Im Jahre 2009 wurden von der Abteilung Morphologie und Systematik aus erste Vorarbeiten begonnen, indem mehrere Inseln auf ihre Eignung für Untersuchungen mit dem gewünschten Standard hin geprüft wurden und indem für die Hauptinsel Mahé eine intensive Suche nach gut zugänglichen und wissenschaftlich interessanten Saumriffen durchgeführt wurde. Seitdem wird hier fernab von kontinentalen Einflüssen in langfristig angelegten Projekten der Einfluss von globalen und lokalen, natürlichen wie auch anthropogen Veränderungen untersucht. Ausgangspunkt sind natürliche (oder naturnahe) Riffbereiche, die mit unterschiedlich beeinträchtigten Arealen verglichen und in Zukunft weiter beobachtet werden sollen. Bisher werden an drei Lokalitäten von Mahé Riffuntersuchungen durchgeführt.

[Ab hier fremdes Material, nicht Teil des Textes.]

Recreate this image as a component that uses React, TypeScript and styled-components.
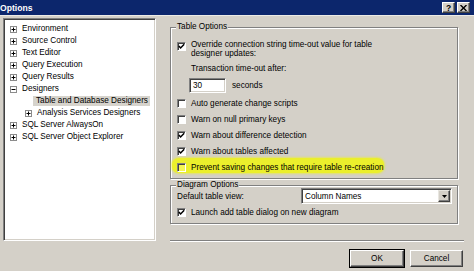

Die Untersuchungen auf den Seychellen widmen sich der Rifffauna bis ins Detail. Detailuntersuchungen erlauben verlässliche Aussagen über die die Empfindlichkeit der Lebensräume und wohl begründete Empfehlungen für den nachhaltigen Umgang mit derartigen Faunen. Beobachtungen im marinen Küstenbereich erfolgen nur selten mit einer Langzeit-Perspektive und nur gelegentlich mit der gebotenen Intensität und Genauigkeit. Daher fehlt eine Vorstellung von der Dynamik und Sukzession nach erheblichen Änderungen der Faunenzusammensetzung. Noch nie ist in tropischen marinen Lebensräumen eingehend über lange Jahre beobachtet worden, wie sich die Artenzusammensetzungen und –häufigkeiten unter Einfluss externer und aus den Lebensräumen selbst heraus wirkender Faktoren lokal und regional ändern. Andererseits ist auf den Seychellen die marine Fauna noch bei weitem nicht erfasst.

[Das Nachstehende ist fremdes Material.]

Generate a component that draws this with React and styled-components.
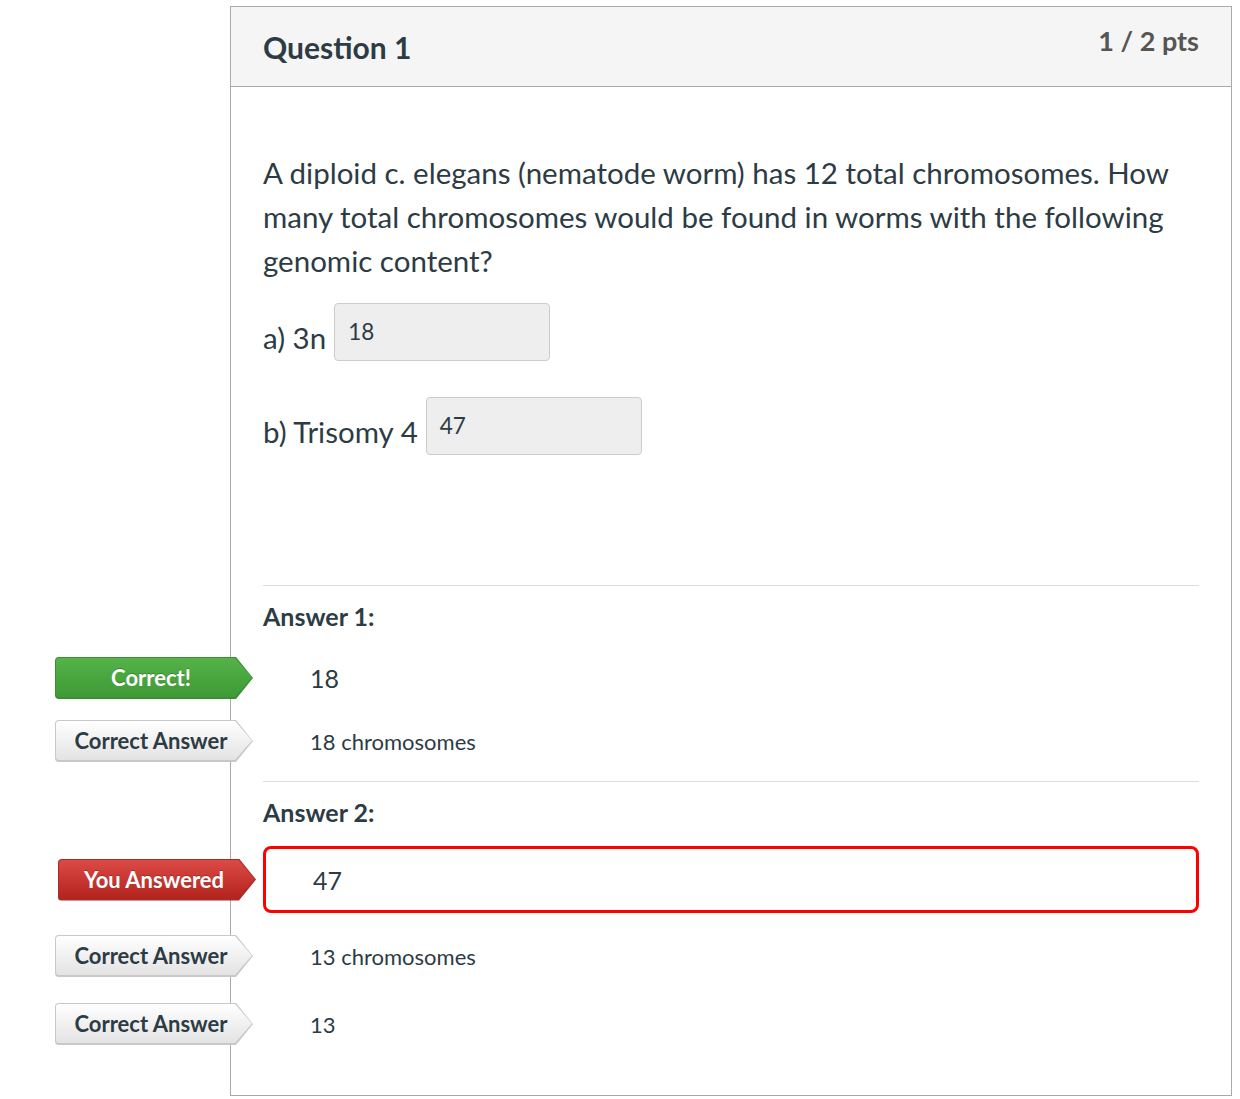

Um langfristig die biologische Dynamik nachvollziehen zu können, werden eine Erfassung und Kartierung der Lebensräume (Biotopkartierungen in unterschiedlichem Maßstab mit ergänzenden faunistischen und floristischen Detailangaben) bis an die Riffkanten und in Einzelfällen auch an den Riffhängen durchgeführt. Die Kartierungen erfolgen in der Regel in Wassertiefen bis ca. 5 m (Schnorcheltiefe). Kartiert wird quadratmeterweise, wobei jeder Quadrant durch mehrere standardisierte Fotos sowie Detailaufnahmen dokumentiert wird. Damit ist jederzeit ein Vergleich mit dem jetzigen Zustand möglich. Diese Dokumentationen sollen später im Internet frei zugänglich sein.

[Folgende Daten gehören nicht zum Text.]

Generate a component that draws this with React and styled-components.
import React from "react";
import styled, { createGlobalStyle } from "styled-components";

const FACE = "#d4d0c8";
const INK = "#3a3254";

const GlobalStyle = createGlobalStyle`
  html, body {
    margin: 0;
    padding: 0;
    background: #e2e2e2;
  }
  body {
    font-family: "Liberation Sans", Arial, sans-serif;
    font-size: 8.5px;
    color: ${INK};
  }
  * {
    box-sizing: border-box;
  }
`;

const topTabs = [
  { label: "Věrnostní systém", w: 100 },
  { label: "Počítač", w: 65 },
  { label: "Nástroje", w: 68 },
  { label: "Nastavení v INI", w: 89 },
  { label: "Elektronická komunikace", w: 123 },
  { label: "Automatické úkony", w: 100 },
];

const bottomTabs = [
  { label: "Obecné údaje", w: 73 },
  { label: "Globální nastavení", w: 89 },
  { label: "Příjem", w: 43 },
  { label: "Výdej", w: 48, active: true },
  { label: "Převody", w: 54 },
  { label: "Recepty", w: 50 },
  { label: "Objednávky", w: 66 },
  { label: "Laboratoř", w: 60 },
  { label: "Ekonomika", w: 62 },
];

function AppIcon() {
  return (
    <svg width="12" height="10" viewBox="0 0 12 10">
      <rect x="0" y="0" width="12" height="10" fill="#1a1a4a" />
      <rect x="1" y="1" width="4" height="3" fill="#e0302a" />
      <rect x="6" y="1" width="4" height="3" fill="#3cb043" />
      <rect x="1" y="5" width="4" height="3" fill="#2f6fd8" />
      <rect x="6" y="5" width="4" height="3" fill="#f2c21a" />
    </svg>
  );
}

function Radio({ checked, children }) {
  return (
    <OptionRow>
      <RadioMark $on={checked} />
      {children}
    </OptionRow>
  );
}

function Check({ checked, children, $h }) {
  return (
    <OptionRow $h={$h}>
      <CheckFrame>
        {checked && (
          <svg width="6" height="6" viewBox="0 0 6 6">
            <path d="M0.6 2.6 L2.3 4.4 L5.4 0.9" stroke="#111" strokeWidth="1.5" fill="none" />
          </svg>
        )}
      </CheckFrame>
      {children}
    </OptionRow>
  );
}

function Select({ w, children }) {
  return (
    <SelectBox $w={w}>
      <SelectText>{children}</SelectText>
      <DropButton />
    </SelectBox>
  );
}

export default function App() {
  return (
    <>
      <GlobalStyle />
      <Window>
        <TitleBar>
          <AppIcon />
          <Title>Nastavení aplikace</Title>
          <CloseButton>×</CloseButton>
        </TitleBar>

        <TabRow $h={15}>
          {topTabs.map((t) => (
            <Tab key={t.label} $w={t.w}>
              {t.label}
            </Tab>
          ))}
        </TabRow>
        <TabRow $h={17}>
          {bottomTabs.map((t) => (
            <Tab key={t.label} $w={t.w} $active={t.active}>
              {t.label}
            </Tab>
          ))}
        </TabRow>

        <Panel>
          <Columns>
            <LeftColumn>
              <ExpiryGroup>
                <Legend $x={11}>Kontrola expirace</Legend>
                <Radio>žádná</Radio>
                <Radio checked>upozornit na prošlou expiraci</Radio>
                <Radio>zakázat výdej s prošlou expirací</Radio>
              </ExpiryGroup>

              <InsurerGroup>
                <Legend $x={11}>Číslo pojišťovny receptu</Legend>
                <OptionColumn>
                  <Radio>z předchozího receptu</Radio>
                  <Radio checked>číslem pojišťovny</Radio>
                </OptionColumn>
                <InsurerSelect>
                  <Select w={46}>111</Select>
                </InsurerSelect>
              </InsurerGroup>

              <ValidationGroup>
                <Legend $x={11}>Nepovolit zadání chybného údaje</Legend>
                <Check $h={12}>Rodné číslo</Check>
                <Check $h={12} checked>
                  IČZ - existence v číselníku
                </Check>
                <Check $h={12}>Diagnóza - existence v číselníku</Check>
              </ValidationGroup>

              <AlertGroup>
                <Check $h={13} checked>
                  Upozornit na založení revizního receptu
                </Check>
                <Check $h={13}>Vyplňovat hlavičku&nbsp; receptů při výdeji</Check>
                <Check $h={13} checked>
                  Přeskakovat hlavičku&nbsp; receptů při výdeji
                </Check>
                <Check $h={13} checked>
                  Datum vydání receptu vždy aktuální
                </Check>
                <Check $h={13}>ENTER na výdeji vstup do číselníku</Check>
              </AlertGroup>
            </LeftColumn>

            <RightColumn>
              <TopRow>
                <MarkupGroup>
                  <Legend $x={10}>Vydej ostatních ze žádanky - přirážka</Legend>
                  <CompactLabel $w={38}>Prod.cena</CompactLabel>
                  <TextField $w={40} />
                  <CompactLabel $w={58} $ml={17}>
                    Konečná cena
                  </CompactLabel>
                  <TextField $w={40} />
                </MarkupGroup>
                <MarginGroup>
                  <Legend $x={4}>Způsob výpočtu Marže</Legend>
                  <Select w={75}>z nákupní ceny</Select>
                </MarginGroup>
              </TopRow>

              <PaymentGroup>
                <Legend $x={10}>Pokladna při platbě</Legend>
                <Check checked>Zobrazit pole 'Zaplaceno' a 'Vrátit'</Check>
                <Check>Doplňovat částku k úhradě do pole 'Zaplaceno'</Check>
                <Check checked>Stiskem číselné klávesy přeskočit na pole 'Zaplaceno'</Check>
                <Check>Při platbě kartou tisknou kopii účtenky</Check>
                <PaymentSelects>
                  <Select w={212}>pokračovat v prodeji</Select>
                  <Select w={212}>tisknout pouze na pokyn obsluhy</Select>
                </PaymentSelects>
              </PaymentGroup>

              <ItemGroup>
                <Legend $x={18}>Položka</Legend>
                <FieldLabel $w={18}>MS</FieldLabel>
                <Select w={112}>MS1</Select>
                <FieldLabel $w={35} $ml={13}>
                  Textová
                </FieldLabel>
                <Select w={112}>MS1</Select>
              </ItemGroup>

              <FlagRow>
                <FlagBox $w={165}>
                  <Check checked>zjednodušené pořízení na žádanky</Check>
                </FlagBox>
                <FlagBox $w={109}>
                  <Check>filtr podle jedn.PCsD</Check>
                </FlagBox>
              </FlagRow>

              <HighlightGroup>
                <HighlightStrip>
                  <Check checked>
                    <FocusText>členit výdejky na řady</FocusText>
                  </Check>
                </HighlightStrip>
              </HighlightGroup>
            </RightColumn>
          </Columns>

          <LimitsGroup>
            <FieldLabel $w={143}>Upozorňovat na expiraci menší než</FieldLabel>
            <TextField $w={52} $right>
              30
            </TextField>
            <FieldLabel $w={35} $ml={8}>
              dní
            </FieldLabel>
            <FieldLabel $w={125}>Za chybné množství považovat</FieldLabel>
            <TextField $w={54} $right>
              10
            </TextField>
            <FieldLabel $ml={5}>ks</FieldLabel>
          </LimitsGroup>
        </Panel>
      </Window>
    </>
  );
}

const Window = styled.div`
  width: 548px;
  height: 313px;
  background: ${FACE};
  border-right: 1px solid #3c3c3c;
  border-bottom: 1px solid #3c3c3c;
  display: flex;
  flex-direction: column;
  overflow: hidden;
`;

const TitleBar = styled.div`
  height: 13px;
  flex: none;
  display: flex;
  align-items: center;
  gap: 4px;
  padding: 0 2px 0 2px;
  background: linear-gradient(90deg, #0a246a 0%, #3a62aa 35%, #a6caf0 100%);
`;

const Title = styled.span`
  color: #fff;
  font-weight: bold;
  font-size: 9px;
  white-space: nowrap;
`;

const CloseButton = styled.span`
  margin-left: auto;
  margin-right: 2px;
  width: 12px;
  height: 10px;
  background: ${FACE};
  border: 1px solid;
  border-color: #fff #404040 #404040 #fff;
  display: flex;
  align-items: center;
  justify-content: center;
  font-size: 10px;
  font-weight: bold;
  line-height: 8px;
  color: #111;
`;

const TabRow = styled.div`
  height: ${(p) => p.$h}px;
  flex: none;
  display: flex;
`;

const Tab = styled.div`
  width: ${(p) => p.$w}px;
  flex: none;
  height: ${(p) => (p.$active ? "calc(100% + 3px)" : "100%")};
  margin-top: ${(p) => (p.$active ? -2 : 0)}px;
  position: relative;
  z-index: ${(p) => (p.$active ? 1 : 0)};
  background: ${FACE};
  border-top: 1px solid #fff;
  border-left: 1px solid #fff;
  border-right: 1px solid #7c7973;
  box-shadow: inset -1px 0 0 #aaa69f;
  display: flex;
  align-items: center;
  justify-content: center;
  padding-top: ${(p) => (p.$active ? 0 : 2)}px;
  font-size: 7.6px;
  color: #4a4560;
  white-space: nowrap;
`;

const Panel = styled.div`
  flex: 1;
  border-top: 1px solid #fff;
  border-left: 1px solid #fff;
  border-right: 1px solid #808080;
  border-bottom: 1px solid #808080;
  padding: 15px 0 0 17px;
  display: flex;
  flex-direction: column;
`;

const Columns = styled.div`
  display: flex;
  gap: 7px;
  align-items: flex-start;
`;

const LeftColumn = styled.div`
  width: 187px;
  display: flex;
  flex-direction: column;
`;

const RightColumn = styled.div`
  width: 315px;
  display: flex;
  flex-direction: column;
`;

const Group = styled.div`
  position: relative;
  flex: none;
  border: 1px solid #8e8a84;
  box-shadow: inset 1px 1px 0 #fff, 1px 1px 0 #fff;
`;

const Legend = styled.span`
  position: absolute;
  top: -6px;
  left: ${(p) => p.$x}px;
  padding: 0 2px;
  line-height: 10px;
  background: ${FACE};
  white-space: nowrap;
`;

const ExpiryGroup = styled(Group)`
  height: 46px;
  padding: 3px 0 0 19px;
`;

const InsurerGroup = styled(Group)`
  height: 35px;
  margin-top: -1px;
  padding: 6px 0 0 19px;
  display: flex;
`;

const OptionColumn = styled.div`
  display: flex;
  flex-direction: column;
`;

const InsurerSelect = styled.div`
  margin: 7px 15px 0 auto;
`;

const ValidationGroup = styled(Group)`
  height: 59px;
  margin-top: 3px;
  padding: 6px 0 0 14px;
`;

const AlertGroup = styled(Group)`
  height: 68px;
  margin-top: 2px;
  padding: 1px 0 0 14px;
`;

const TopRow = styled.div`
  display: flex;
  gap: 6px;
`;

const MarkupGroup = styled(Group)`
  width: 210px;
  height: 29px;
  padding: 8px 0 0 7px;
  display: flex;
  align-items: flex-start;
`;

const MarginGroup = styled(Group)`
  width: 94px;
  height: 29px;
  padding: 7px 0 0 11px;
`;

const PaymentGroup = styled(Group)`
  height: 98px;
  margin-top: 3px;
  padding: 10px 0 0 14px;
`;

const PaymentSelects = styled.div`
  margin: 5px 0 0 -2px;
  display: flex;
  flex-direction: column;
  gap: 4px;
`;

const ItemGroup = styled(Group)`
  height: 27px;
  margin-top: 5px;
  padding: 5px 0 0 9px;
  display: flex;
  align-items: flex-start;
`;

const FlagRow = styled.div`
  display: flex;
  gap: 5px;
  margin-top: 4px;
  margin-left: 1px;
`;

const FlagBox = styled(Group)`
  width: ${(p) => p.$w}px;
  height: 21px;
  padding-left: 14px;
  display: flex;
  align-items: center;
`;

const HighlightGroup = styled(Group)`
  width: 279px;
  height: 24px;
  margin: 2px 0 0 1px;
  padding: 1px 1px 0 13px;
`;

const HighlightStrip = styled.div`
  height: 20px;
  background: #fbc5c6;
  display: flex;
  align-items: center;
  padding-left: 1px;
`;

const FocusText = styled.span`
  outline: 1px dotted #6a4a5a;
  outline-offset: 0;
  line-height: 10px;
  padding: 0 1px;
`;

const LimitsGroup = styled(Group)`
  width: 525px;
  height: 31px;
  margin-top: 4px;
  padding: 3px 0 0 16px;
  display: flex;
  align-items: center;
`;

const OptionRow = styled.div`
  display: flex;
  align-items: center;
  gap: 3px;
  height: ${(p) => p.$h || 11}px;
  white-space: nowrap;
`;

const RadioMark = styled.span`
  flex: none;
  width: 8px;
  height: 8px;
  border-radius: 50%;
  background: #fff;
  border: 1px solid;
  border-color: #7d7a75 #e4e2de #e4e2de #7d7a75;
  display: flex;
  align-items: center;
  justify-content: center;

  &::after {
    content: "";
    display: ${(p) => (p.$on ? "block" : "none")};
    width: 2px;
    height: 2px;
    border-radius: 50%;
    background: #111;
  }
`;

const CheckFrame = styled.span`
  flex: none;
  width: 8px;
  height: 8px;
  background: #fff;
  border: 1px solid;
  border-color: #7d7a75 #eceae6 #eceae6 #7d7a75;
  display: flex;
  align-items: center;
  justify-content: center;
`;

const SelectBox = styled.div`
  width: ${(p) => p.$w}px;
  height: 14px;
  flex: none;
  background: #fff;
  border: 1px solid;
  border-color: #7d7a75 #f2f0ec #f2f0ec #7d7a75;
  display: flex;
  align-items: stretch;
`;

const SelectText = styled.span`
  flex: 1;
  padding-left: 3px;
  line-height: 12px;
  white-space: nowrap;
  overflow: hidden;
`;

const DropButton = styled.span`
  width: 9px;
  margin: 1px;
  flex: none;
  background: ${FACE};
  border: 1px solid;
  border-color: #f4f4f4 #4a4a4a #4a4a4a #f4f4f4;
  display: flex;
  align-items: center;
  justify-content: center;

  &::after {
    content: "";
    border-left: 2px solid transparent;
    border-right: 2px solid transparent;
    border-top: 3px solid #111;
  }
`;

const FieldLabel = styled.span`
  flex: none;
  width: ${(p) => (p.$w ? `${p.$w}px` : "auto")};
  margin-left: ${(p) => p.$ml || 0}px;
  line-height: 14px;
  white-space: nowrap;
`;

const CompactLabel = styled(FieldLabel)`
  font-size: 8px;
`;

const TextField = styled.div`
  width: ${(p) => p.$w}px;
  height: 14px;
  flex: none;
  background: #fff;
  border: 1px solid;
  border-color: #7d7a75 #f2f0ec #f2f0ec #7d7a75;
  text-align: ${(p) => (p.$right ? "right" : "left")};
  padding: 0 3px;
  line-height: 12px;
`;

Die Riffkartierungen gehen einher mit der Erfassung zum Beispiel von Mollusken ( Gastropoda, Bivalvia, Polyplacophora, Cephalopoda), Echinodermata, Crustacea sowie der Knorpelfische und Strahlenflosser (Actinopterygii). Weitere mögliche Untersuchungen könnten sich mit benthischen Foraminiferen auseinandersetzen. Die Arbeiten schließen Untersuchungen zur Biologie der Tiere ein.
Zu ergänzen sind die biologischen Datenaufnahmen durch die Erfassung abiologischer Parameter, so durch Relief- und Bodenkartierungen; Niederschlagsmessungen, Temperatur- und Salinitätsmessungen, Messungen der Nährstoffgehalte, etc.